Pivotal Home Solutions, a home warranty company headquartered in Naperville, Illinois, will pay $175,000 and furnish other relief to settle a disability discrimination lawsuit brought by the U.S. Equal Employment Opportunity Commission (EEOC), the federal agency announced
According to the EEOC’s suit, a former employee worked at Pivotal Home Solutions (“Pivotal”) as a dispatcher through a staffing agency for nearly six months. During that time, she succeeded in her role, received no negative performance evaluations, and was told that she would likely be hired to work directly for Pivotal instead of through the staffing agency. In January 2018, the employee disclosed to her supervisor that she had a panic attack and had been prescribed medication to treat her post-traumatic stress disorder and anxiety.
Shortly thereafter, the supervisor contacted several representatives of the staffing company that placed the employee at Pivotal and requested that she be separated because of her “nervous breakdown.” In two of the phone calls, documented by representatives of the staffing company, the supervisor indicated that the employee had no performance issues but that he wanted to separate her anyway because he believed that the environment was too stressful for her. At least one representative of the staffing company informed the supervisor of the risk of terminating an employee for a medical condition that did not affect her performance, but the supervisor continued to request that the employee be terminated.
Such conduct violates Title I of the Americans with Disabilities Act (ADA), which prohibits discrimination on the basis of disability. The EEOC filed suit in U.S. District Court for the Northern District of Illinois (EEOC v. Pivotal Home Solutions, Civil Action No. 21-cv-04978), after first attempting to reach a pre-litigation settlement through the EEOC’s conciliation process.
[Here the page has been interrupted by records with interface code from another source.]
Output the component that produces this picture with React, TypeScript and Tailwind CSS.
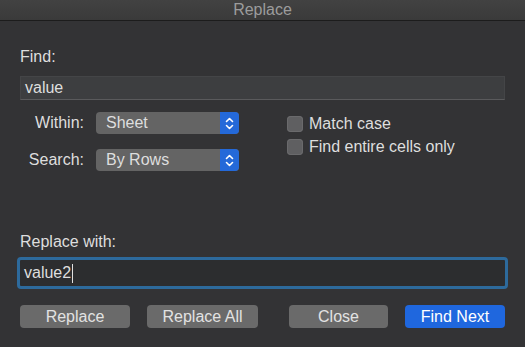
import React from "react";

function Stepper() {
  return (
    <div className="flex h-full w-[19px] items-center justify-center rounded-r-[4px] bg-[#2469d9]">
      <svg width="9" height="15" viewBox="0 0 9 15" fill="none" stroke="#ffffff" strokeWidth="1.6" strokeLinecap="round" strokeLinejoin="round">
        <path d="M1.5 5.5 L4.5 2.5 L7.5 5.5" />
        <path d="M1.5 9.5 L4.5 12.5 L7.5 9.5" />
      </svg>
    </div>
  );
}

function SelectRow({ label, value }: { label: string; value: string }) {
  return (
    <div className="flex h-[22px] items-center">
      <span className="w-[64px] text-right">{label}</span>
      <div className="ml-[12px] flex h-full w-[143px] items-center rounded-[4px] bg-[#646464]">
        <span className="flex-1 pl-[10px] leading-none">{value}</span>
        <Stepper />
      </div>
    </div>
  );
}

function Check({ label }: { label: string }) {
  return (
    <label className="flex h-[23px] items-center">
      <span className="h-[16px] w-[16px] rounded-[4px] bg-[#5f5f61] shadow-[inset_0_0_0_1px_#6a6a6c]" />
      <span className="ml-[6px]">{label}</span>
    </label>
  );
}

function Btn({ children, w, primary }: { children: React.ReactNode; w: string; primary?: boolean }) {
  return (
    <button
      className={
        primary
          ? `${w} h-[23px] rounded-[4px] bg-[#1f67de] text-white`
          : `${w} h-[23px] rounded-[4px] bg-[#6a6a6a] text-[#e2e2e2]`
      }
    >
      {children}
    </button>
  );
}

export default function App() {
  return (
    <div className="flex h-[347px] w-[525px] flex-col overflow-hidden bg-[#333335] font-['Liberation_Sans',Arial,sans-serif] text-[16px] text-[#dedede]">
      {/* title bar */}
      <div className="flex h-[21px] items-center justify-center border-b border-[#1c1c1c] bg-gradient-to-b from-[#424242] to-[#3a3a3a] text-[#9c9c9c]">
        Replace
      </div>

      <div className="flex flex-col px-[20px]">
        <div className="mt-[26px] leading-[20px]">Find:</div>
        <div className="mt-[9px] flex h-[24px] items-center border border-[#444547] border-b-[#5a5a5c] bg-[#3d3e40] pl-[4px]">
          value
        </div>

        <div className="mt-[12px] flex">
          <div className="flex flex-col gap-[15px]">
            <SelectRow label="Within:" value="Sheet" />
            <SelectRow label="Search:" value="By Rows" />
          </div>
          <div className="ml-[48px] flex flex-col">
            <Check label="Match case" />
            <Check label="Find entire cells only" />
          </div>
        </div>

        <div className="mt-[61px] leading-[20px]">Replace with:</div>
        <div className="-mx-[3px] mt-[5px] flex h-[32px] items-center rounded-[4px] border-[3px] border-[#2d6a9c] bg-[#2c2d2f] pl-[4px]">
          <span>value2</span>
          <span className="ml-[1px] h-[19px] w-[1px] bg-[#e0e0e0]" />
        </div>

        <div className="mt-[16px] flex">
          <Btn w="w-[110px]">Replace</Btn>
          <Btn w="ml-[17px] w-[111px]">Replace All</Btn>
          <Btn w="ml-[31px] w-[99px]">Close</Btn>
          <Btn w="ml-[17px] w-[100px]" primary>
            Find Next
          </Btn>
        </div>
      </div>
    </div>
  );
}
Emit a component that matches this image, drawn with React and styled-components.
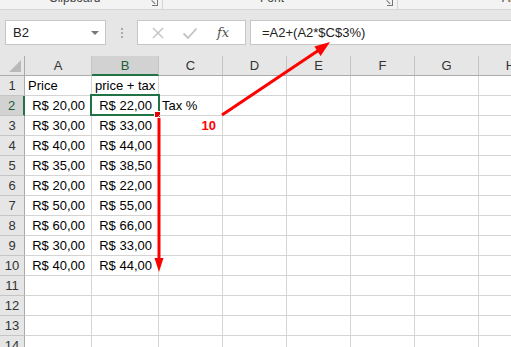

Under the three-year consent decree settling the suit, Pivotal will pay $175,000 to the former employee. Further, Pivotal is subject to an injunction forbidding it from discriminating against employees, including employees working for Pivotal through a staffing company, because of their disability. Pivotal is also subject to an injunction forbidding it from retaliating against employees for opposing any practice made unlawful under the ADA, filing a charge of discrimination under the ADA, testifying in any proceeding under the ADA, or for asserting any rights under the consent decree.
Pivotal is also required to update its policies to prohibit discrimination under the ADA and to update the policies to state explicitly that they apply to employees working at Pivotal through staffing companies. In addition, Pivotal will provide annual trainings conducted by outside and independent trainers to managers and all employees responsible for human resources about their obligations under the ADA.